I am pleased to report that even guests who have never had étouffée before–kids too–find themselves licking the bowls.
5 tablespoons unsalted butter
1/3 cup all-purpose flour
3 cups chopped onions
2 cups chopped green bell peppers
2 cups chopped celery
2 tablespoons minced garlic
1 (14.5-ounce) can diced tomatoes
2 bay leaves
2 teaspoons salt
1/4 teaspoon cayenne pepper
1 tsp oregano
1 tsp thyme
1 tsp paprika
5 cups water
1/2 teaspoon Zatarain’s Shrimp and Crab Boil Concentrate
2 pounds shrimp, peeled and deveined
1/4 cup chopped parsley leaves
1 tbs lemon juice
Steamed white rice, for serving
Gumbo Filé, to taste
1/2 cup thinly sliced green onion tops, for garnish
Melt the butter in a large Dutch oven set over medium-low heat. Add the flour and stir continuously to make a roux. Stir the roux over low to medium heat until the color of dark peanut butter.

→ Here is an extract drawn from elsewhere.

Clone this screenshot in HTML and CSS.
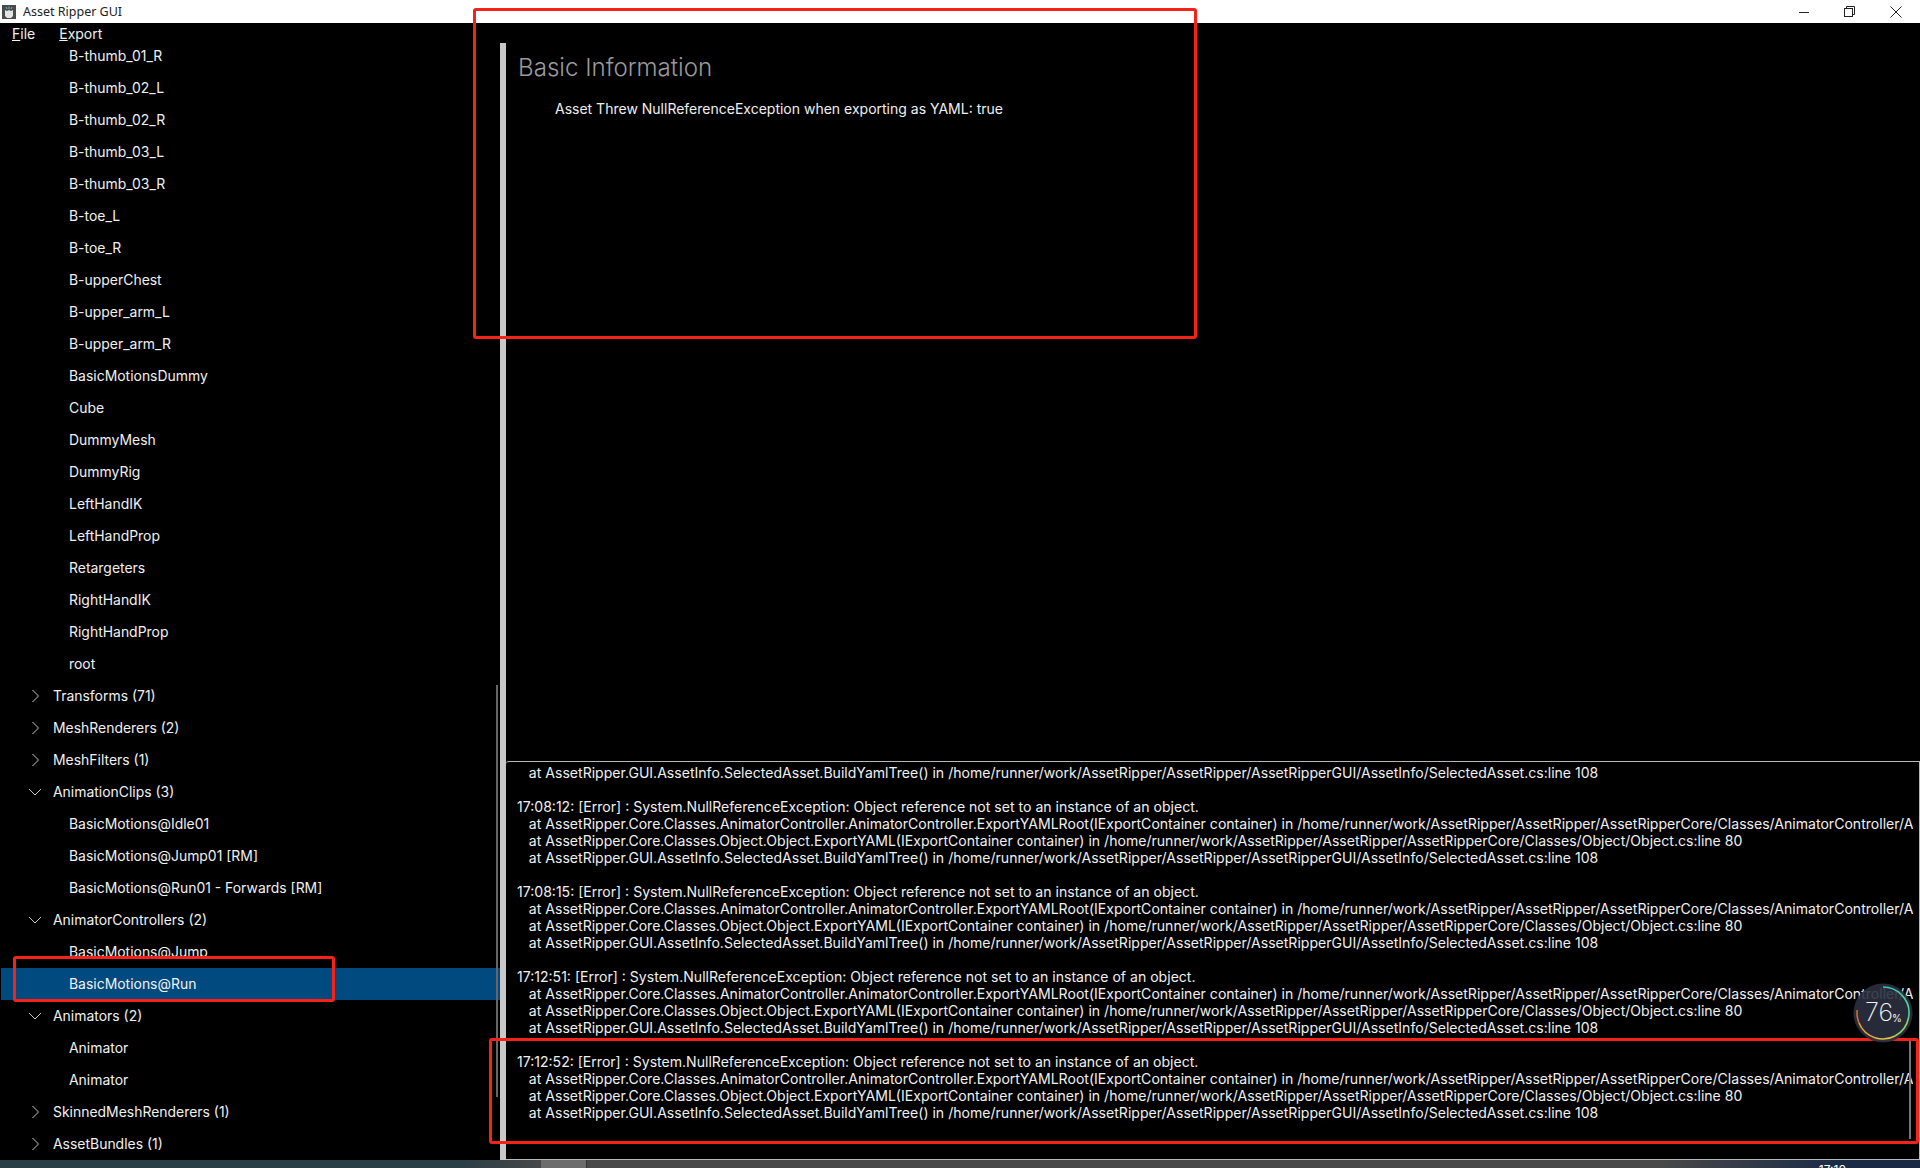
FILE: index.html
```html
<!DOCTYPE html>
<html lang="en">
<head>
<meta charset="utf-8">
<title>Asset Ripper GUI</title>
<link rel="stylesheet" href="styles.css">
</head>
<body>
<div class="app">
  <header class="titlebar">
    <svg class="app-icon" width="14" height="14" viewBox="0 0 14 14"><rect width="14" height="14" fill="#4a4a4a"/><path d="M3 5l2 1 2-1 2 1 2-1v6l-2 2H5l-2-2z" fill="#e4e4e4"/><path d="M4 2l1 2M7 1.500v2.500M10 2l-1 2" stroke="#5ab4d8" stroke-width="1"/></svg>
    <span class="title">Asset Ripper GUI</span>
    <div class="win-controls">
      <svg width="10" height="10" viewBox="0 0 10 10"><path d="M0 5.500h10" stroke="#222" stroke-width="1"/></svg>
      <svg width="11" height="11" viewBox="0 0 11 11" fill="none" stroke="#222"><rect x=".5" y="2.500" width="8" height="8"/><path d="M2.500 2.500v-2h8v8h-2"/></svg>
      <svg width="12" height="12" viewBox="0 0 12 12"><path d="M.5.500l11 11M11.500.500l-11 11" stroke="#222" stroke-width="1"/></svg>
    </div>
  </header>
  <main class="main">
    <section class="left">
      <nav class="menu"><span class="menu-item"><u>F</u>ile</span><span class="menu-item"><u>E</u>xport</span></nav>
      <div class="tree">
        <div class="tree-list">
          <div class="row leaf">B-thumb_01_R</div>
          <div class="row leaf">B-thumb_02_L</div>
          <div class="row leaf">B-thumb_02_R</div>
          <div class="row leaf">B-thumb_03_L</div>
          <div class="row leaf">B-thumb_03_R</div>
          <div class="row leaf">B-toe_L</div>
          <div class="row leaf">B-toe_R</div>
          <div class="row leaf">B-upperChest</div>
          <div class="row leaf">B-upper_arm_L</div>
          <div class="row leaf">B-upper_arm_R</div>
          <div class="row leaf">BasicMotionsDummy</div>
          <div class="row leaf">Cube</div>
          <div class="row leaf">DummyMesh</div>
          <div class="row leaf">DummyRig</div>
          <div class="row leaf">LeftHandIK</div>
          <div class="row leaf">LeftHandProp</div>
          <div class="row leaf">Retargeters</div>
          <div class="row leaf">RightHandIK</div>
          <div class="row leaf">RightHandProp</div>
          <div class="row leaf">root</div>
          <div class="row group"><svg class="chev" width="12" height="12" viewBox="0 0 12 12"><path d="M3.500 0l6 6-6 6"/></svg>Transforms (71)</div>
          <div class="row group"><svg class="chev" width="12" height="12" viewBox="0 0 12 12"><path d="M3.500 0l6 6-6 6"/></svg>MeshRenderers (2)</div>
          <div class="row group"><svg class="chev" width="12" height="12" viewBox="0 0 12 12"><path d="M3.500 0l6 6-6 6"/></svg>MeshFilters (1)</div>
          <div class="row group"><svg class="chev" width="12" height="12" viewBox="0 0 12 12"><path d="M0 3l6 6 6-6"/></svg>AnimationClips (3)</div>
          <div class="row leaf">BasicMotions@Idle01</div>
          <div class="row leaf">BasicMotions@Jump01 [RM]</div>
          <div class="row leaf">BasicMotions@Run01 - Forwards [RM]</div>
          <div class="row group"><svg class="chev" width="12" height="12" viewBox="0 0 12 12"><path d="M0 3l6 6 6-6"/></svg>AnimatorControllers (2)</div>
          <div class="row leaf">BasicMotions@Jump</div>
          <div class="row leaf selected">BasicMotions@Run</div>
          <div class="row group"><svg class="chev" width="12" height="12" viewBox="0 0 12 12"><path d="M0 3l6 6 6-6"/></svg>Animators (2)</div>
          <div class="row leaf">Animator</div>
          <div class="row leaf">Animator</div>
          <div class="row group"><svg class="chev" width="12" height="12" viewBox="0 0 12 12"><path d="M3.500 0l6 6-6 6"/></svg>SkinnedMeshRenderers (1)</div>
          <div class="row group"><svg class="chev" width="12" height="12" viewBox="0 0 12 12"><path d="M3.500 0l6 6-6 6"/></svg>AssetBundles (1)</div>
        </div>
        <div class="tree-scroll"></div>
      </div>
    </section>
    <div class="splitter"></div>
    <section class="right">
      <div class="info">
        <h1 class="info-title">Basic Information</h1>
        <p class="info-line">Asset Threw NullReferenceException when exporting as YAML: true</p>
      </div>
      <div class="log">
<pre class="log-text">   at AssetRipper.GUI.AssetInfo.SelectedAsset.BuildYamlTree() in /home/runner/work/AssetRipper/AssetRipper/AssetRipperGUI/AssetInfo/SelectedAsset.cs:line 108

17:08:12: [Error] : System.NullReferenceException: Object reference not set to an instance of an object.
   at AssetRipper.Core.Classes.AnimatorController.AnimatorController.ExportYAMLRoot(IExportContainer container) in /home/runner/work/AssetRipper/AssetRipper/AssetRipperCore/Classes/AnimatorController/AnimatorController.cs:line 120
   at AssetRipper.Core.Classes.Object.Object.ExportYAML(IExportContainer container) in /home/runner/work/AssetRipper/AssetRipper/AssetRipperCore/Classes/Object/Object.cs:line 80
   at AssetRipper.GUI.AssetInfo.SelectedAsset.BuildYamlTree() in /home/runner/work/AssetRipper/AssetRipper/AssetRipperGUI/AssetInfo/SelectedAsset.cs:line 108

17:08:15: [Error] : System.NullReferenceException: Object reference not set to an instance of an object.
   at AssetRipper.Core.Classes.AnimatorController.AnimatorController.ExportYAMLRoot(IExportContainer container) in /home/runner/work/AssetRipper/AssetRipper/AssetRipperCore/Classes/AnimatorController/AnimatorController.cs:line 120
   at AssetRipper.Core.Classes.Object.Object.ExportYAML(IExportContainer container) in /home/runner/work/AssetRipper/AssetRipper/AssetRipperCore/Classes/Object/Object.cs:line 80
   at AssetRipper.GUI.AssetInfo.SelectedAsset.BuildYamlTree() in /home/runner/work/AssetRipper/AssetRipper/AssetRipperGUI/AssetInfo/SelectedAsset.cs:line 108

17:12:51: [Error] : System.NullReferenceException: Object reference not set to an instance of an object.
   at AssetRipper.Core.Classes.AnimatorController.AnimatorController.ExportYAMLRoot(IExportContainer container) in /home/runner/work/AssetRipper/AssetRipper/AssetRipperCore/Classes/AnimatorController/AnimatorController.cs:line 120
   at AssetRipper.Core.Classes.Object.Object.ExportYAML(IExportContainer container) in /home/runner/work/AssetRipper/AssetRipper/AssetRipperCore/Classes/Object/Object.cs:line 80
   at AssetRipper.GUI.AssetInfo.SelectedAsset.BuildYamlTree() in /home/runner/work/AssetRipper/AssetRipper/AssetRipperGUI/AssetInfo/SelectedAsset.cs:line 108

17:12:52: [Error] : System.NullReferenceException: Object reference not set to an instance of an object.
   at AssetRipper.Core.Classes.AnimatorController.AnimatorController.ExportYAMLRoot(IExportContainer container) in /home/runner/work/AssetRipper/AssetRipper/AssetRipperCore/Classes/AnimatorController/AnimatorController.cs:line 120
   at AssetRipper.Core.Classes.Object.Object.ExportYAML(IExportContainer container) in /home/runner/work/AssetRipper/AssetRipper/AssetRipperCore/Classes/Object/Object.cs:line 80
   at AssetRipper.GUI.AssetInfo.SelectedAsset.BuildYamlTree() in /home/runner/work/AssetRipper/AssetRipper/AssetRipperGUI/AssetInfo/SelectedAsset.cs:line 108
</pre>
        <div class="log-scroll"></div>
      </div>
    </section>
  </main>
  <footer class="taskbar">
    <div class="task-left"></div>
    <div class="task-btn"></div>
    <div class="task-mid"></div>
    <div class="task-right"><span class="clock">17:10</span></div>
  </footer>
  <div class="mark mark-info"></div>
  <div class="mark mark-row"></div>
  <div class="mark mark-log"></div>
  <svg class="gauge" width="60" height="60" viewBox="0 0 60 60">
    <circle cx="30" cy="30" r="29.500" fill="#2b303f" fill-opacity=".9"/>
    <g fill="none" stroke-width="1.600">
      <path d="M30 4A26 26 0 0 1 48.400 11.600" stroke="#3fc6b4"/>
      <path d="M48.400 11.600A26 26 0 0 1 55.500 35" stroke="#4fd39a"/>
      <path d="M55.500 35A26 26 0 0 1 42 53" stroke="#8fd06a"/>
      <path d="M42 53A26 26 0 0 1 22 54.700" stroke="#d9c24a"/>
      <path d="M22 54.700A26 26 0 0 1 6 40" stroke="#e8a33c"/>
      <path d="M6 40A26 26 0 0 1 4.200 27" stroke="#d9682f"/>
    </g>
    <text class="gauge-num" x="26" y="38" text-anchor="middle">76</text>
    <text class="gauge-pct" x="44" y="39" text-anchor="middle">%</text>
  </svg>
</div>
</body>
</html>
```

FILE: styles.css
```css
* { box-sizing: border-box; }
html, body { margin: 0; height: 100%; background: #000; overflow: hidden; }
body { font-family: Inter, "Noto Sans", sans-serif; color: #f0f0f0; font-size: 14px; }

.app { position: relative; display: flex; flex-direction: column; height: 1168px; width: 1920px; overflow: hidden; }

.titlebar { display: flex; align-items: center; height: 23px; flex: none; background: #fff; color: #222; padding-left: 2px; }
.app-icon { flex: none; margin-right: 7px; }
.title { font-family: "Noto Sans", sans-serif; font-size: 12.5px; }
.win-controls { display: flex; align-items: center; gap: 35px; margin-left: auto; padding-right: 18px; }

.main { display: flex; flex: 1; min-height: 0; }

.left { display: flex; flex-direction: column; width: 500px; flex: none; }
.menu { display: flex; gap: 24px; height: 20px; flex: none; padding: 2px 0 0 12px; align-items: center; font-size: 14px; line-height: 20px; }
.tree { position: relative; flex: 1; overflow: hidden; }
.tree-list { margin-top: -3px; }
.row { display: flex; align-items: center; height: 32px; padding-bottom: 2px; font-size: 13.95px; white-space: nowrap; color: #f0f0f0; }
.leaf { padding-left: 69px; }
.group { padding-left: 29px; }
.chev { flex: none; margin: 2px 12px 0 0; fill: none; stroke: #c8c8c8; stroke-width: 1; }
.selected { background: #004a80; width: 499px; margin-left: 1px; padding-left: 68px; }
.tree-scroll { position: absolute; left: 496px; top: 642px; width: 2px; height: 412px; background: #666; }

.splitter { width: 6px; flex: none; margin-top: 20px; background: #c8c8c8; }

.right { display: flex; flex-direction: column; flex: 1; min-width: 0; }
.info { flex: 1; padding: 30px 0 0 12px; }
.info-title { margin: 0; font-size: 24.1px; font-weight: 300; line-height: 30px; color: #9a9a9a; }
.info-line { margin: 17px 0 0 37px; font-size: 14px; line-height: 17px; color: #f0f0f0; }

.log { position: relative; height: 399px; flex: none; overflow: hidden; border: 1px solid #b8b8b8; border-left: 0; border-top-left-radius: 3px; padding: 2px 6px 0 11px; }
.log-text { margin: 0; font-family: Inter, "Noto Sans", sans-serif; font-size: 14.07px; line-height: 17px; color: #f0f0f0; white-space: pre; overflow: hidden; }
.log-scroll { position: absolute; right: 8px; top: 276px; width: 2px; height: 101px; background: #777; }

.taskbar { display: flex; height: 8px; flex: none; overflow: hidden; }
.task-left { width: 541px; background: linear-gradient(90deg, #2a3e46 0, #2a3e46 460px, #474747 100%); }
.task-btn { width: 45px; background: #6c6c6c; }
.task-mid { flex: 1; background: #484848; border-left: 1px solid #333; }
.task-right { display: flex; justify-content: flex-end; width: 260px; padding: 3px 74px 0 0; background: linear-gradient(90deg, #484848 0, #1a2a45 70%); }
.clock { font-size: 12px; line-height: 14px; color: #fff; }

.mark { position: absolute; border: 3px solid #f5221a; border-radius: 3px; pointer-events: none; }
.mark-info { left: 473px; top: 8px; width: 724px; height: 331px; }
.mark-row { left: 13px; top: 956px; width: 322px; height: 46px; }
.mark-row::before { content: ""; display: block; height: 9px; background: #000; }
.mark-log { left: 489px; top: 1038px; width: 1430px; height: 106px; }

.gauge { position: absolute; left: 1853px; top: 983px; }
.gauge-num { font-family: Inter, sans-serif; font-size: 25px; font-weight: 200; fill: #f4f4f4; }
.gauge-pct { font-family: Inter, sans-serif; font-size: 10px; fill: #f4f4f4; }
```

Add the onions, bell peppers, celery, and garlic to the roux, and cook, stirring often, for about 10 minutes, until the onions are translucent. Add the tomatoes to the pot and season with the bay leaves, salt, cayenne, oregano, paprika, and thyme. Cook the tomatoes for 2 to 3 minutes and then whisk in the water and Zatarain’s concentrate.
Bring the mixture to a boil, and reduce to a simmer. Cook the etouffee, stirring occasionally, for 45 minutes. Add the shrimp to the pot, stirring to evenly distribute. Cook the shrimp for 3 to 6 minutes, or until they are cooked through. Remove from heat before the shrimp overcook. Add the chopped parsley to the pot and stir to combine. Add gumbo filé to taste, or let your eaters add filé themselves.
Serve immediately over steamed white rice and garnish with sliced green onions.